[Marxists] How would you answer these objections to the LVT

  1. If the exchange value of a commodity is determined by the socially necessary labour to produce it, isn't the LTV itself implying that value is subjective? After all, what is socially necessary is determined by most of the individual preferences in society.

Individual preferences don't determine what is socially necessary. What is socially necessary determines individuals' preferences in society. Think about food. A desert community can't really have a preference for polar bear grease. Or people living in amazon can't really prefer to eat camel meat. It is our production conditions that determine what we can or cannot eat.

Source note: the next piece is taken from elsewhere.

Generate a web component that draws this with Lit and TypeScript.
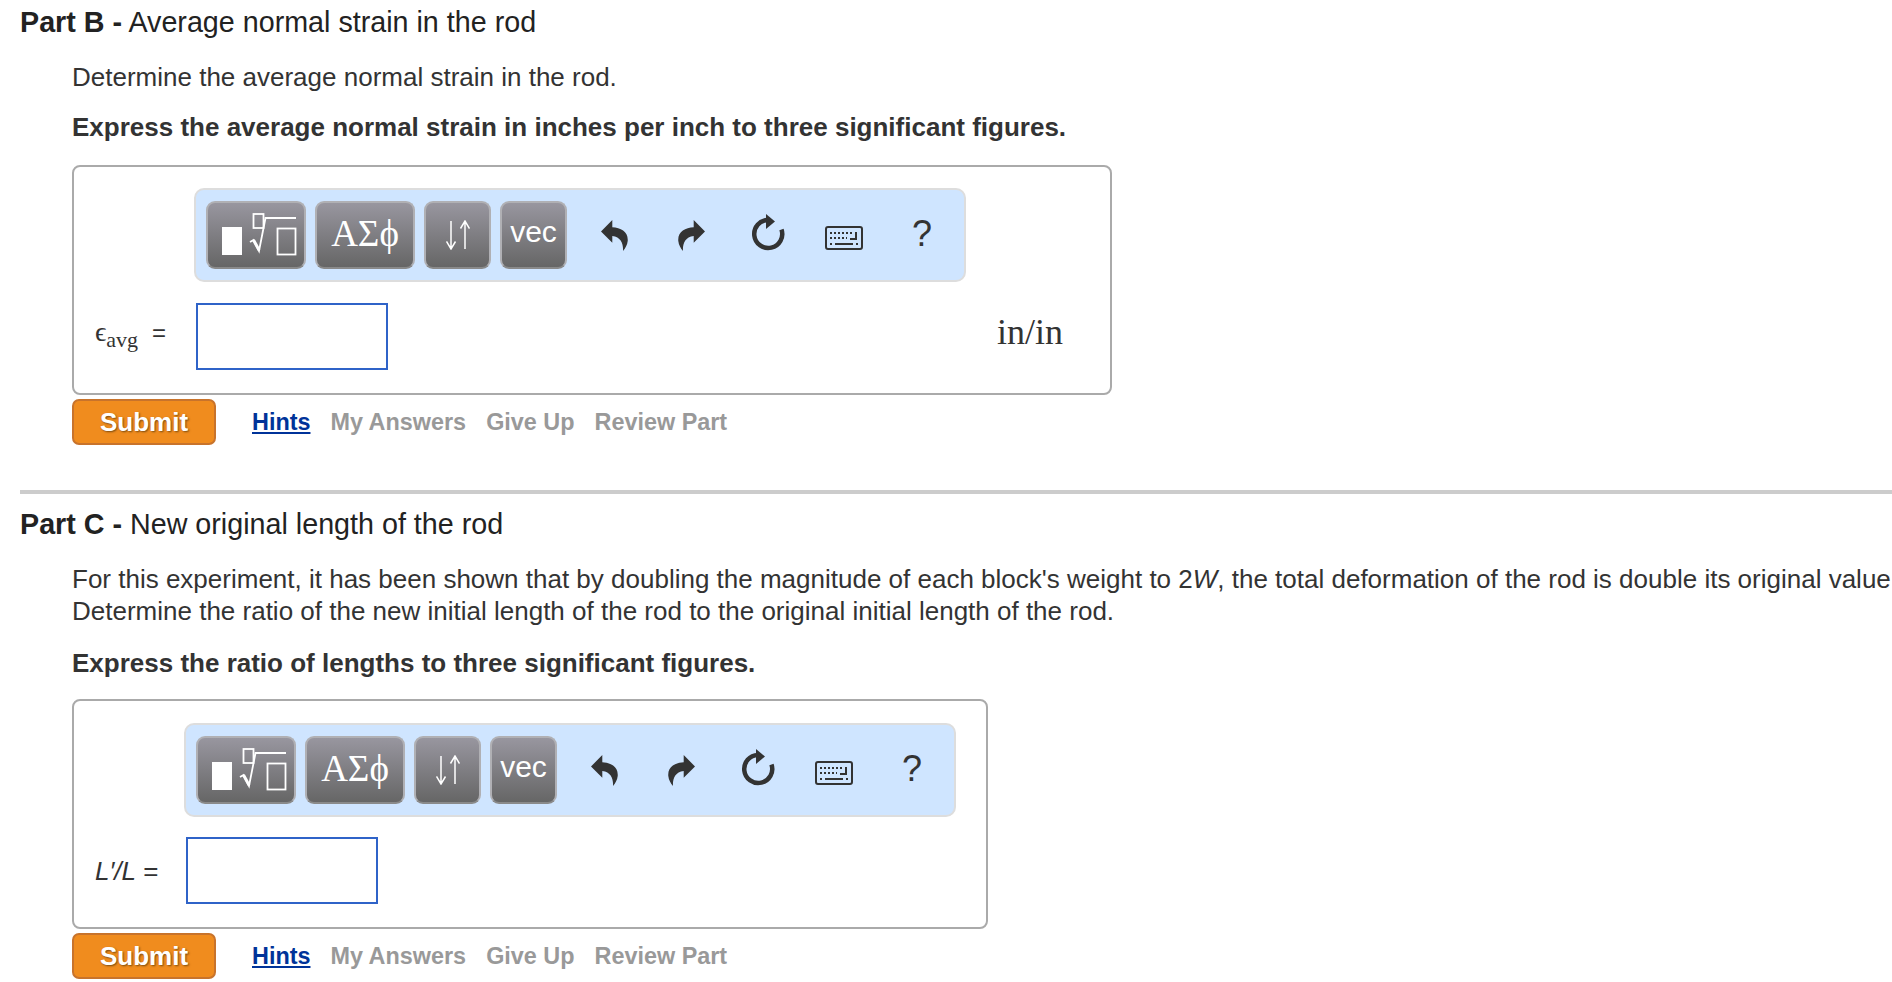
import { LitElement, html, css, svg } from "lit";
import { customElement } from "lit/decorators.js";

const templateIcon = svg`
  <svg class="ic-template" viewBox="0 0 100 68" width="100" height="68">
    <rect x="16" y="26" width="20" height="28" fill="#fff"/>
    <rect x="47.500" y="13" width="10" height="14" fill="none" stroke="#fff" stroke-width="1.800"/>
    <path d="M44 41l3.500-2 5.500 11 6.500-33H90" fill="none" stroke="#fff" stroke-width="1.800"/>
    <path d="M47.500 39l5.500 10" fill="none" stroke="#fff" stroke-width="3"/>
    <rect x="71.500" y="27.500" width="18" height="26" fill="none" stroke="#fff" stroke-width="1.800"/>
  </svg>`;

const arrowsIcon = svg`
  <svg viewBox="0 0 24 30" width="24" height="30">
    <path d="M5 1v27M.500 21.500L5 29l4.500-7.500" fill="none" stroke="#fff" stroke-width="1.500"/>
    <path d="M19 29V2M14.500 8.500L19 1l4.500 7.500" fill="none" stroke="#fff" stroke-width="1.500"/>
  </svg>`;

const undoIcon = svg`
  <svg viewBox="0 0 27 31" width="27" height="31">
    <path fill="#333" d="M0 11.500L11.300 0v7.300C20 7.600 27.500 12 26.700 21c-.4 4-2.500 7.500-4.700 10 .5-7-2-14-10.700-15v6.700z"/>
  </svg>`;

const redoIcon = svg`
  <svg viewBox="0 0 27 31" width="27" height="31">
    <path fill="#333" d="M27 11.500L15.700 0v7.300C7 7.600-.5 12 .3 21c.4 4 2.500 7.500 4.700 10-.5-7 2-14 10.700-15v6.700z"/>
  </svg>`;

const refreshIcon = svg`
  <svg viewBox="0 0 34 38" width="34" height="38">
    <path d="M30.500 15.500a14 14 0 1 1-13.500-9.500" fill="none" stroke="#333" stroke-width="4.500"/>
    <path fill="#333" d="M15 0l9 7.500-9 7.500z"/>
  </svg>`;

const keyboardIcon = svg`
  <svg viewBox="0 0 38 24" width="38" height="24">
    <rect x="1" y="1" width="36" height="22" rx="2" fill="none" stroke="#333" stroke-width="2"/>
    <path fill="none" stroke="#333" stroke-width="2" stroke-dasharray="2 2" d="M5 7h24M5 12h17"/>
    <path fill="none" stroke="#333" stroke-width="2" d="M31 6v7h-6M10 18h18"/>
    <path fill="#333" d="M5 17h2v2H5zM31 17h2v2h-2z"/>
  </svg>`;

const toolbar = () => html`
  <div class="toolbar">
    <span class="btn wide">${templateIcon}</span>
    <span class="btn wide greek">ΑΣϕ</span>
    <span class="btn narrow">${arrowsIcon}</span>
    <span class="btn narrow vec">vec</span>
    <span class="tool undo">${undoIcon}</span>
    <span class="tool redo">${redoIcon}</span>
    <span class="tool refresh">${refreshIcon}</span>
    <span class="tool keyboard">${keyboardIcon}</span>
    <span class="tool help">?</span>
  </div>
`;

const actions = () => html`
  <div class="actions">
    <span class="submit">Submit</span>
    <a class="link hints">Hints</a>
    <a class="link">My Answers</a>
    <a class="link">Give Up</a>
    <a class="link">Review Part</a>
  </div>
`;

@customElement("app-root")
export class AppRoot extends LitElement {
  static styles = css`
    :host {
      display: block;
      width: 1892px;
      height: 982px;
      overflow: hidden;
      background: #fff;
      color: #333;
      font-family: "Liberation Sans", Arial, sans-serif;
      font-size: 26px;
      line-height: 32px;
    }
    .part-b { padding: 6px 0 0 20px; height: 490px; box-sizing: border-box; }
    .part-c { border-top: 4px solid #ccc; margin-left: 20px; padding-top: 14px; }
    .title { color: #222; font-size: 28.700px; }
    .body { margin: 23px 0 0 52px; white-space: nowrap; }
    .strong { font-weight: bold; margin: 18px 0 0 52px; }
    .part-c .strong { margin-top: 20px; }
    .box {
      margin: 22px 0 0 52px;
      border: 2px solid #aaa;
      border-radius: 8px;
      box-sizing: border-box;
      height: 230px;
      display: flex;
      flex-direction: column;
    }
    .part-b .box { width: 1040px; padding: 21px 0 0 120px; }
    .part-c .box { width: 916px; padding: 22px 0 0 110px; margin-top: 20px; }

    .toolbar {
      width: 772px;
      height: 94px;
      box-sizing: border-box;
      border: 2px solid #ddd;
      border-radius: 10px;
      background: #cfe5ff;
      display: flex;
      align-items: center;
      gap: 9px;
      padding-left: 10px;
    }
    .btn {
      height: 68px;
      box-sizing: border-box;
      border: 2px solid #b0b0b4;
      border-bottom-color: #8a8a8a;
      border-radius: 9px;
      background: linear-gradient(#98969f, #666);
      color: #fff;
      display: flex;
      align-items: center;
      justify-content: center;
      overflow: hidden;
    }
    .wide { width: 100px; }
    .narrow { width: 67px; }
    .greek { font-family: "Liberation Serif", serif; font-size: 37px; padding-bottom: 2px; }
    .vec { font-size: 30px; padding-bottom: 6px; }
    .ic-template { flex: none; margin: 0 -2px; }
    .tool { display: flex; flex: none; color: #333; }
    .undo { margin-left: 25px; }
    .redo { margin-left: 41px; }
    .refresh { margin-left: 37px; padding-bottom: 4px; }
    .keyboard { margin-left: 31px; padding-top: 6px; }
    .help { margin-left: 40px; font-size: 36px; padding-bottom: 2px; }

    .answer {
      display: flex;
      align-items: center;
      height: 67px;
      margin: 21px 0 0 -120px;
    }
    .part-c .answer { margin: 20px 0 0 -110px; }
    .label {
      width: 122px;
      padding-left: 21px;
      box-sizing: border-box;
      flex: none;
      white-space: nowrap;
    }
    .part-c .label { width: 112px; }
    .label.math { font-family: "Liberation Serif", serif; font-size: 28px; padding-bottom: 8px; }
    .label sub { font-size: 22px; line-height: 0; vertical-align: -6px; }
    .label .eq { font-family: "Liberation Sans", sans-serif; margin-left: 14px; font-size: 24px; }
    .field {
      width: 192px;
      height: 67px;
      box-sizing: border-box;
      border: 2px solid #2f63c8;
      background: #fff;
      flex: none;
    }
    .unit {
      margin-left: auto;
      margin-right: 47px;
      font-family: "Liberation Serif", serif;
      font-size: 36px;
      padding-bottom: 10px;
    }

    .actions {
      display: flex;
      align-items: center;
      gap: 20px;
      margin: 4px 0 0 52px;
    }
    .submit {
      width: 144px;
      height: 46px;
      box-sizing: border-box;
      border: 2px solid #c8732b;
      border-radius: 7px;
      background: #f08c1e;
      color: #fff;
      font-weight: bold;
      font-size: 26px;
      text-shadow: 1px 1px 2px #7a4a10;
      display: flex;
      align-items: center;
      justify-content: center;
      margin-right: 16px;
    }
    .link { font-weight: bold; font-size: 23.400px; color: #999; }
    .hints { color: #039; text-decoration: underline; }
  `;

  render() {
    return html`
      <section class="part-b">
        <div class="title"><b>Part B -</b> Average normal strain in the rod</div>
        <div class="body">Determine the average normal strain in the rod.</div>
        <div class="strong">Express the average normal strain in inches per inch to three significant figures.</div>
        <div class="box">
          ${toolbar()}
          <div class="answer">
            <span class="label math">ϵ<sub>avg</sub><span class="eq">=</span></span>
            <span class="field"></span>
            <span class="unit">in/in</span>
          </div>
        </div>
        ${actions()}
      </section>
      <section class="part-c">
        <div class="title"><b>Part C -</b> New original length of the rod</div>
        <div class="body">
          For this experiment, it has been shown that by doubling the magnitude of each block's weight to 2<i>W</i>, the total deformation of the rod is double its original value.<br />
          Determine the ratio of the new initial length of the rod to the original initial length of the rod.
        </div>
        <div class="strong">Express the ratio of lengths to three significant figures.</div>
        <div class="box">
          ${toolbar()}
          <div class="answer">
            <span class="label"><i>L′/L</i> =</span>
            <span class="field"></span>
          </div>
        </div>
        ${actions()}
      </section>
    `;
  }
}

  1. How does the LTV explain the exchange value of things that have no labour at all, such as natural resources (acres of land, water in a river, etc?)

LTV is not meant to explain commodities without value any more than the theory of gravity is meant to explain evolution.

  1. Why does labour have to be the common element of two commodities for them to be compared instead of their utility? For example, if I have 6 eggs and I exchange those six eggs for 4 peaces of bacon, I did that because I valued the four pieces of bacon more than the 6 eggs I had, which means that the four pieces of bacon have more utility to me regarding on how well they can satisfy my apetite and the opposite is true for the person who exchanged their four pieces of bacon for the six eggs I had.

Because the utility of every commodity is different. The use value of bacon gives you a certain sense of taste while that of egg a different sense of taste. The taste of bacon and egg are qualitatively different. The abstract value expended on them are quantitatively different. So we can measure their labour on a common scale. We can't measure their tastes the same way.